Importance of Precedent in the Court’s Decision
The court emphasized the significance of precedent in its decision, particularly referencing previous Illinois cases addressing the enforceability of restrictive covenants. It noted that courts have consistently held that at least two years of continued employment is necessary to support such agreements, whether an employee resigns or is terminated. The court referenced the case of Brown & Brown, Inc. v. Mudron, which highlighted the inadequacy of only seven months of employment as consideration for a restrictive covenant. It asserted that the analysis of consideration does not change based on the timing of when the agreement is signed, and that past rulings support this view.

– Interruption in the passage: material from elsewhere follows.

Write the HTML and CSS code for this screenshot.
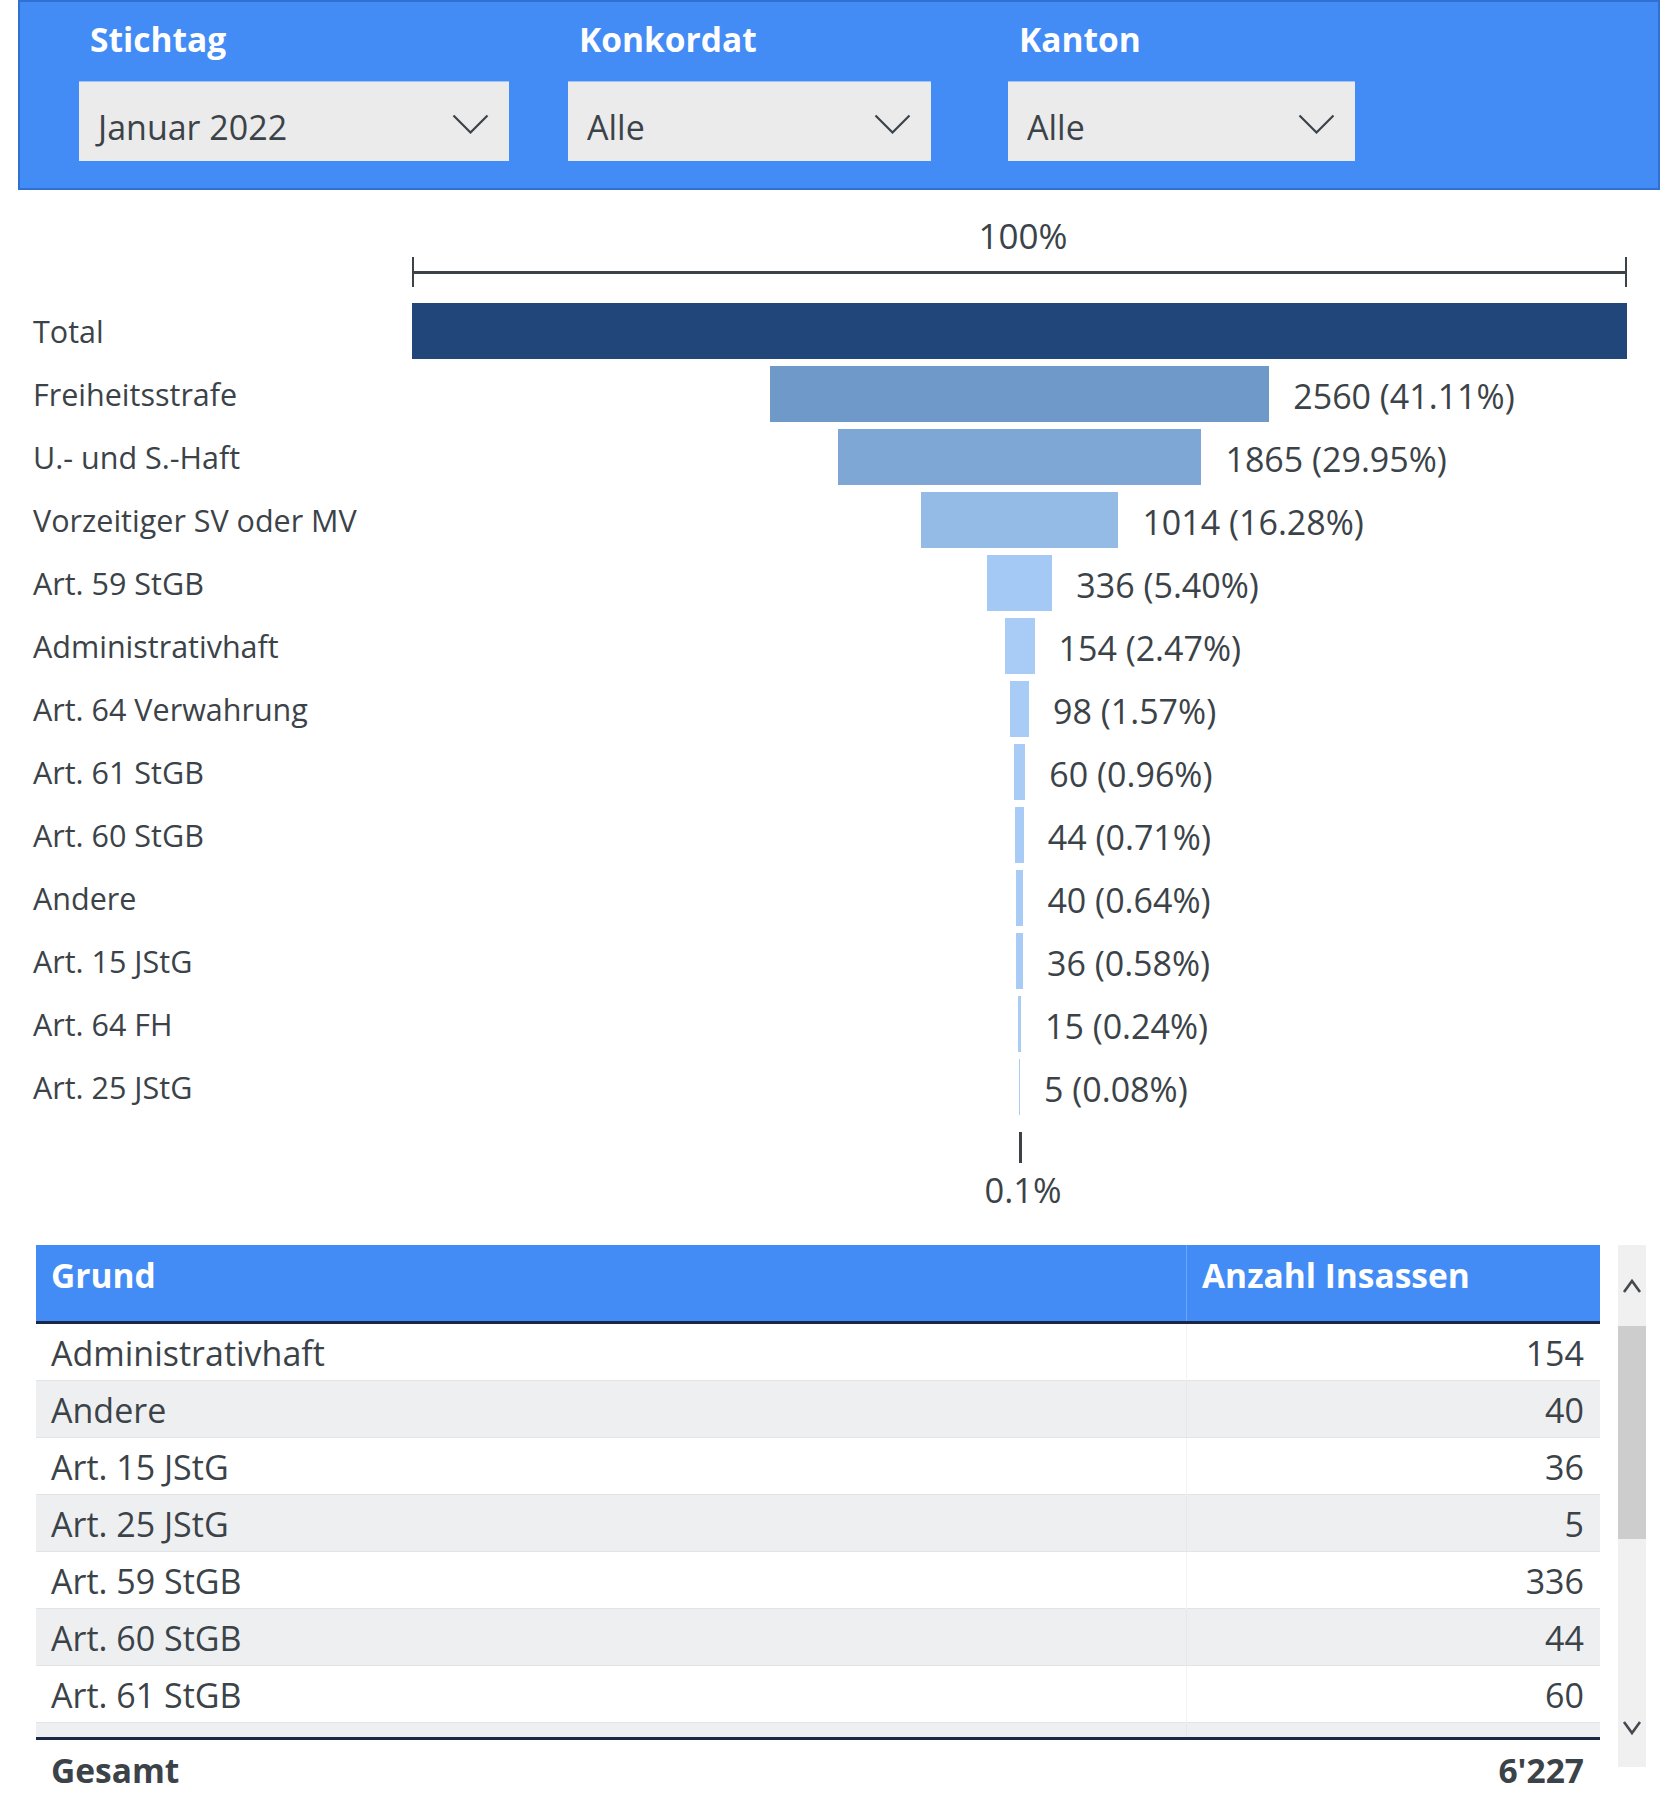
FILE: index.html
```html
<!DOCTYPE html>
<html lang="de">
<head>
<meta charset="utf-8">
<title>Insassen nach Grund</title>
<link rel="stylesheet" href="styles.css">
</head>
<body>
<div class="page">
  <section class="filters">
    <div class="filter f-stichtag">
      <div class="filter-label">Stichtag</div>
      <div class="dropdown"><span class="dd-text">Januar 2022</span><svg class="chev" viewBox="0 0 37 20"><path d="M1.5 1.5 L18.5 18.5 L35.5 1.5"/></svg></div>
    </div>
    <div class="filter f-konkordat">
      <div class="filter-label">Konkordat</div>
      <div class="dropdown"><span class="dd-text">Alle</span><svg class="chev" viewBox="0 0 37 20"><path d="M1.5 1.5 L18.5 18.5 L35.5 1.5"/></svg></div>
    </div>
    <div class="filter f-kanton">
      <div class="filter-label">Kanton</div>
      <div class="dropdown"><span class="dd-text">Alle</span><svg class="chev" viewBox="0 0 37 20"><path d="M1.5 1.5 L18.5 18.5 L35.5 1.5"/></svg></div>
    </div>
  </section>

  <section class="funnel">
    <div class="axis-head">
      <div class="spacer"></div>
      <div class="axis-top">
        <div class="axis-label">100%</div>
        <div class="axis-line"><span class="tick"></span><span class="line"></span><span class="tick"></span></div>
      </div>
    </div>

    <div class="rows">
      <div class="row"><div class="row-label">Total</div><div class="track"><span></span><span class="bar c0" style="width:1215px"></span><span class="value"></span></div></div>
      <div class="row"><div class="row-label">Freiheitsstrafe</div><div class="track"><span></span><span class="bar c1" style="width:499.5px"></span><span class="value">2560 (41.11%)</span></div></div>
      <div class="row"><div class="row-label">U.- und S.-Haft</div><div class="track"><span></span><span class="bar c2" style="width:363.9px"></span><span class="value">1865 (29.95%)</span></div></div>
      <div class="row"><div class="row-label">Vorzeitiger SV oder MV</div><div class="track"><span></span><span class="bar c3" style="width:197.8px"></span><span class="value">1014 (16.28%)</span></div></div>
      <div class="row"><div class="row-label">Art. 59 StGB</div><div class="track"><span></span><span class="bar c4" style="width:65.6px"></span><span class="value">336 (5.40%)</span></div></div>
      <div class="row"><div class="row-label">Administrativhaft</div><div class="track"><span></span><span class="bar c5" style="width:30px"></span><span class="value">154 (2.47%)</span></div></div>
      <div class="row"><div class="row-label">Art. 64 Verwahrung</div><div class="track"><span></span><span class="bar c5" style="width:19.1px"></span><span class="value">98 (1.57%)</span></div></div>
      <div class="row"><div class="row-label">Art. 61 StGB</div><div class="track"><span></span><span class="bar c5" style="width:11.7px"></span><span class="value">60 (0.96%)</span></div></div>
      <div class="row"><div class="row-label">Art. 60 StGB</div><div class="track"><span></span><span class="bar c5" style="width:8.6px"></span><span class="value">44 (0.71%)</span></div></div>
      <div class="row"><div class="row-label">Andere</div><div class="track"><span></span><span class="bar c5" style="width:7.8px"></span><span class="value">40 (0.64%)</span></div></div>
      <div class="row"><div class="row-label">Art. 15 JStG</div><div class="track"><span></span><span class="bar c5" style="width:7px"></span><span class="value">36 (0.58%)</span></div></div>
      <div class="row"><div class="row-label">Art. 64 FH</div><div class="track"><span></span><span class="bar c5" style="width:2.9px"></span><span class="value">15 (0.24%)</span></div></div>
      <div class="row"><div class="row-label">Art. 25 JStG</div><div class="track"><span></span><span class="bar c5" style="width:1px"></span><span class="value">5 (0.08%)</span></div></div>
    </div>

    <div class="axis-foot">
      <div class="spacer"></div>
      <div class="axis-bottom">
        <span class="tick-small"></span>
        <div class="axis-label">0.1%</div>
      </div>
    </div>
  </section>

  <section class="table-wrap">
    <div class="table">
      <div class="thead">
        <div class="th">Grund</div>
        <div class="th th-num">Anzahl Insassen</div>
      </div>
      <div class="tbody">
        <div class="tr"><div class="td">Administrativhaft</div><div class="td num">154</div></div>
        <div class="tr alt"><div class="td">Andere</div><div class="td num">40</div></div>
        <div class="tr"><div class="td">Art. 15 JStG</div><div class="td num">36</div></div>
        <div class="tr alt"><div class="td">Art. 25 JStG</div><div class="td num">5</div></div>
        <div class="tr"><div class="td">Art. 59 StGB</div><div class="td num">336</div></div>
        <div class="tr alt"><div class="td">Art. 60 StGB</div><div class="td num">44</div></div>
        <div class="tr"><div class="td">Art. 61 StGB</div><div class="td num">60</div></div>
        <div class="tr alt partial"><div class="td"></div><div class="td num"></div></div>
      </div>
      <div class="tfoot">
        <div class="tf">Gesamt</div>
        <div class="tf num">6'227</div>
      </div>
    </div>
    <div class="scrollbar">
      <div class="sb-btn sb-up"><svg viewBox="0 0 20 16"><path d="M2 14 L10 3 L18 14"/></svg></div>
      <div class="sb-thumb"></div>
      <div class="sb-rest"></div>
      <div class="sb-btn sb-down"><svg viewBox="0 0 20 16"><path d="M2 2 L10 13 L18 2"/></svg></div>
    </div>
  </section>
</div>
</body>
</html>
```

FILE: styles.css
```css
* { box-sizing: border-box; }

html, body {
  margin: 0;
  padding: 0;
  background: #ffffff;
}

body {
  font-family: "Open Sans", "Noto Sans", "DejaVu Sans", sans-serif;
  color: #3b4349;
  width: 1678px;
  height: 1806px;
  overflow: hidden;
}

.page {
  width: 1678px;
}

/* ---------- Filters ---------- */
.filters {
  margin-left: 18px;
  width: 1642px;
  height: 190px;
  background: #438cf5;
  border: 2px solid #3070d3;
  display: flex;
  align-items: flex-start;
  padding: 17px 0 0 59px;
}

.filter {
  display: flex;
  flex-direction: column;
}

.f-stichtag { width: 430px; }
.f-konkordat { width: 363px; margin-left: 59px; }
.f-kanton { width: 347px; margin-left: 77px; }

.filter-label {
  font-weight: 700;
  font-size: 33.5px;
  line-height: 40px;
  color: #ffffff;
  padding-left: 11px;
  height: 40px;
}

.dropdown {
  margin-top: 23px;
  height: 79px;
  background: #ebebeb;
  box-shadow: 0 -1px 0 #9ec2f6;
  display: flex;
  align-items: flex-start;
  padding-left: 19px;
  padding-right: 20px;
}

.dd-text {
  margin-top: 23px;
  font-size: 34px;
  line-height: 44px;
  color: #3b4349;
}

.chev {
  margin-left: auto;
  margin-top: 32px;
  width: 37px;
  height: 20px;
  fill: none;
  stroke: #3b4349;
  stroke-width: 2.2;
}

/* ---------- Funnel chart ---------- */
.funnel {
  padding-left: 33px;
}

.axis-head, .axis-foot {
  display: flex;
}

.spacer {
  width: 379px;
  flex: none;
}

.axis-top {
  width: 1215px;
  margin-top: 26px;
}

.axis-label {
  font-size: 35px;
  line-height: 40px;
  text-align: center;
  height: 40px;
  padding-left: 7px;
}

.axis-line {
  margin-top: 1px;
  height: 30px;
  display: flex;
  align-items: center;
}

.axis-line .tick {
  width: 2px;
  height: 30px;
  background: #3b4349;
  flex: none;
}

.axis-line .line {
  flex: 1;
  height: 3px;
  background: #3b4349;
}

.rows {
  margin-top: 16px;
  display: flex;
  flex-direction: column;
  gap: 7px;
}

.row {
  display: flex;
  height: 56px;
  align-items: center;
}

.row-label {
  width: 379px;
  flex: none;
  font-size: 30.5px;
  line-height: 40px;
  white-space: nowrap;
}

.track {
  width: 1215px;
  height: 56px;
  display: grid;
  grid-template-columns: minmax(0, 1fr) auto minmax(0, 1fr);
  align-items: center;
}

.bar {
  display: block;
  height: 56px;
}

.c0 { background: #214679; }
.c1 { background: #6f99c8; }
.c2 { background: #7ea7d6; }
.c3 { background: #94bae6; }
.c4 { background: #a4c9f4; }
.c5 { background: #a8ccf6; }

.value {
  padding-left: 24px;
  padding-top: 4px;
  font-size: 34px;
  line-height: 40px;
  white-space: nowrap;
  overflow: visible;
}

.axis-bottom {
  width: 1215px;
  margin-top: 17px;
  display: flex;
  flex-direction: column;
  align-items: center;
}

.tick-small {
  display: block;
  width: 3px;
  height: 31px;
  background: #3b4349;
  margin-left: 1px;
}

.axis-bottom .axis-label {
  margin-top: 7px;
  font-size: 34.5px;
}

/* ---------- Table ---------- */
.table-wrap {
  margin-top: 35px;
  padding-left: 36px;
  display: flex;
  align-items: flex-start;
}

.table {
  width: 1564px;
}

.thead {
  display: grid;
  grid-template-columns: 1150px 414px;
  height: 79px;
  background: #438cf5;
  border-bottom: 3px solid #1b2744;
}

.th {
  color: #ffffff;
  font-weight: 700;
  font-size: 33.5px;
  line-height: 40px;
  padding: 10px 15px 0;
}

.th-num {
  border-left: 1px solid #6ea6f7;
}

.tr {
  display: grid;
  grid-template-columns: 1150px 414px;
  height: 57px;
  border-bottom: 1px solid #e3e4e5;
  background: #ffffff;
}

.tr.alt {
  background: #eeeff0;
}

.tr.partial {
  height: 14px;
  border-bottom: none;
}

.td {
  font-size: 34px;
  line-height: 56px;
  padding: 1px 15px 0;
  white-space: nowrap;
}

.td.num, .tf.num {
  text-align: right;
  padding-right: 16px;
  border-left: 1px solid #e6e7e8;
}

.tr:not(.alt) .td.num {
  border-left-color: #f2f3f3;
}

.tfoot {
  display: grid;
  grid-template-columns: 1150px 414px;
  border-top: 3px solid #1b2744;
  height: 70px;
}

.tf {
  font-weight: 700;
  font-size: 33.5px;
  line-height: 50px;
  padding: 5px 15px 0;
}

.tf.num {
  border-left: none;
}

.scrollbar {
  margin-left: 18px;
  width: 28px;
  height: 522px;
  background: #f0f0f0;
  display: flex;
  flex-direction: column;
}

.sb-btn {
  display: flex;
  align-items: center;
  justify-content: center;
  flex: none;
}

.sb-up { height: 81px; }
.sb-down { height: 78px; }

.sb-btn svg {
  width: 20px;
  height: 16px;
  fill: none;
  stroke: #444a50;
  stroke-width: 2.6;
}

.sb-thumb {
  height: 213px;
  background: #cdcdcd;
  flex: none;
}

.sb-rest {
  flex: 1;
}
```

The court also cited the case of Bires v. WalTom, LLC, which rejected distinctions between pre- and post-employment agreements when determining enforceability. By reinforcing these precedents, the court established a clear legal framework that guided its ruling on the enforceability of the provisions in this case.
Conclusion of the Court
In conclusion, the court affirmed the trial court's decision to grant Fifield and EFG's motion for declaratory relief, reinforcing that the nonsolicitation and noncompetition provisions were unenforceable due to the lack of adequate consideration. The court firmly established that Illinois law mandates a substantial period of continued employment, typically two years, for such covenants to be valid. Given that Fifield's employment lasted only slightly over three months, the court determined that the provisions could not be enforced. It highlighted that the first-year provision did not satisfy the legal requirement for adequate consideration and that Premier's arguments lacked legal support. The court's ruling ultimately underscored the importance of ensuring that restrictive covenants in employment agreements are backed by substantial consideration to protect employees' rights and promote fair competition.